Pore Size Tailoring of Nickel Porous Hollow Fiber Membrane by Adjusting Redox Conditions

Porous metal membranes have broad applications in separation processes, membrane reactors, electronic catalysis, and membrane supports. These applications require a high membrane surface area and packing density to achieve high efficiency. Hollow fiber membrane configurations offer such high packing densities and thus significantly enhance the membrane module performance. However, regulating the pore size of metal hollow fiber membranes remains challenging. In this study, the pore size of fabricated nickel (Ni) hollow fiber membranes (NHFMs) was tuned under redox conditions.

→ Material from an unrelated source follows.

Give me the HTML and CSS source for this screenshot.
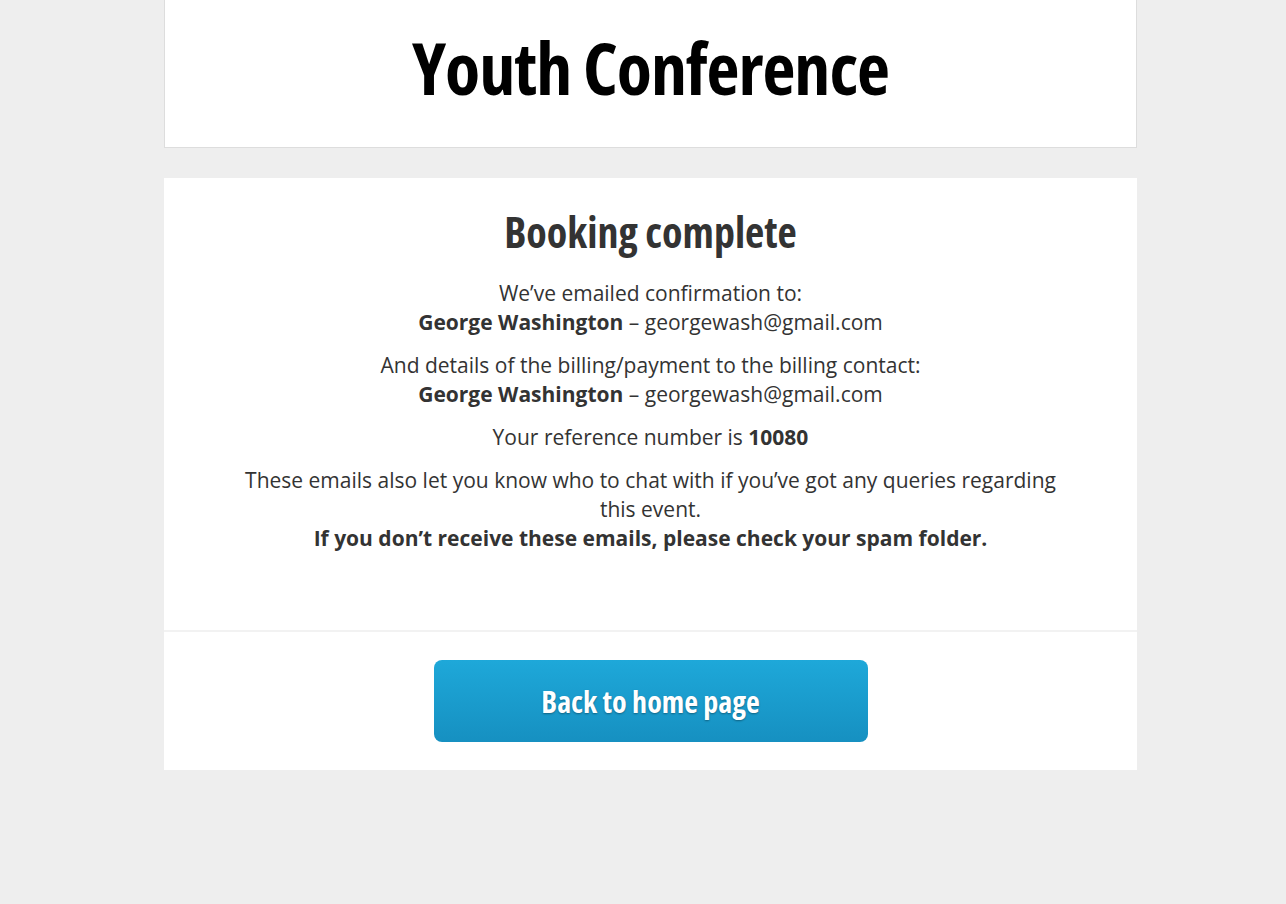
FILE: index.html
```html
<!DOCTYPE html>
<html lang="en">
<head>
  <meta charset="UTF-8">
  <title>Youth Conference - Booking complete</title>
  <meta name="viewport" content="width=device-width, initial-scale=1.0">
  <link rel="stylesheet" href="styles.css">
</head>
<body>
  <div class="page">
    <div class="event-header">
      <h1>Youth Conference</h1>
    </div>

    <div class="booking-card">
      <div class="booking-body">
        <h2>Booking complete</h2>
        <p>We&rsquo;ve emailed confirmation to:<br>
          <strong>George Washington</strong> &ndash; georgewash@gmail.com</p>
        <p>And details of the billing/payment to the billing contact:<br>
          <strong>George Washington</strong> &ndash; georgewash@gmail.com</p>
        <p>Your reference number is <strong>10080</strong></p>
        <p>These emails also let you know who to chat with if you&rsquo;ve got any queries regarding this event.<br>
          <strong>If you don&rsquo;t receive these emails, please check your spam folder.</strong></p>
      </div>
      <div class="booking-actions">
        <button class="home-button">Back to home page</button>
      </div>
    </div>
  </div>
</body>
</html>
```

FILE: styles.css
```css
* {
  box-sizing: border-box;
  margin: 0;
  padding: 0;
}

body {
  font-family: "Open Sans", "Liberation Sans", sans-serif;
  background-color: #eeeeee;
  color: #333;
  min-height: 100vh;
}

.page {
  width: 973px;
  margin-left: calc(50% - 479px);
}

.event-header {
  background-color: #fff;
  border: 1px solid #dddddd;
  border-top: none;
  height: 148px;
  display: flex;
  align-items: center;
  justify-content: center;
}

.event-header h1 {
  font-size: 72px;
  font-weight: 700;
  font-stretch: 75%;
  color: #000;
  letter-spacing: -1px;
  margin-top: -14px;
}

.booking-card {
  background-color: #fff;
  margin-top: 30px;
}

.booking-body {
  padding: 25px 70px 63px;
  text-align: center;
  border-bottom: 2px solid #f2f2f2;
}

.booking-body h2 {
  font-size: 42px;
  font-weight: 700;
  font-stretch: 75%;
  margin-bottom: 19px;
}

.booking-body p {
  font-size: 21px;
  line-height: 29px;
  margin-bottom: 14px;
}

.booking-body strong {
  font-weight: 700;
}

.booking-actions {
  display: flex;
  justify-content: center;
  padding: 28px 0 28px;
}

.home-button {
  width: 434px;
  height: 82px;
  border: none;
  border-radius: 8px;
  background: linear-gradient(#1ea8d9, #1690c1);
  color: white;
  font-family: "Open Sans", sans-serif;
  font-size: 30px;
  font-weight: 700;
  font-stretch: 75%;
  text-shadow: 0 1px 2px rgba(0,0,0,0.35);
  cursor: pointer;
}
```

The influence of the oxidation–reduction temperature on pore morphology and separation performance was systematically investigated. Optimized redox conditions yielded NHFMs with a narrow pore size distribution (mean pore size ∼60 nm, maximum ≤70 nm) and high porosity (∼47%), achieving a N2 permeance of 2.7 × 104 GPU. Additionally, the pore size of NHFMs was tuned to a mean pore size of 162–177 nm, which demonstrated excellent bovine serum albumin (BSA) separation, exhibiting a 96.6% rejection rate and a water flux of 71 L/(m2·h). This work presents a simple strategy for tailoring the pore size of Ni hollow fiber membranes for diverse applications.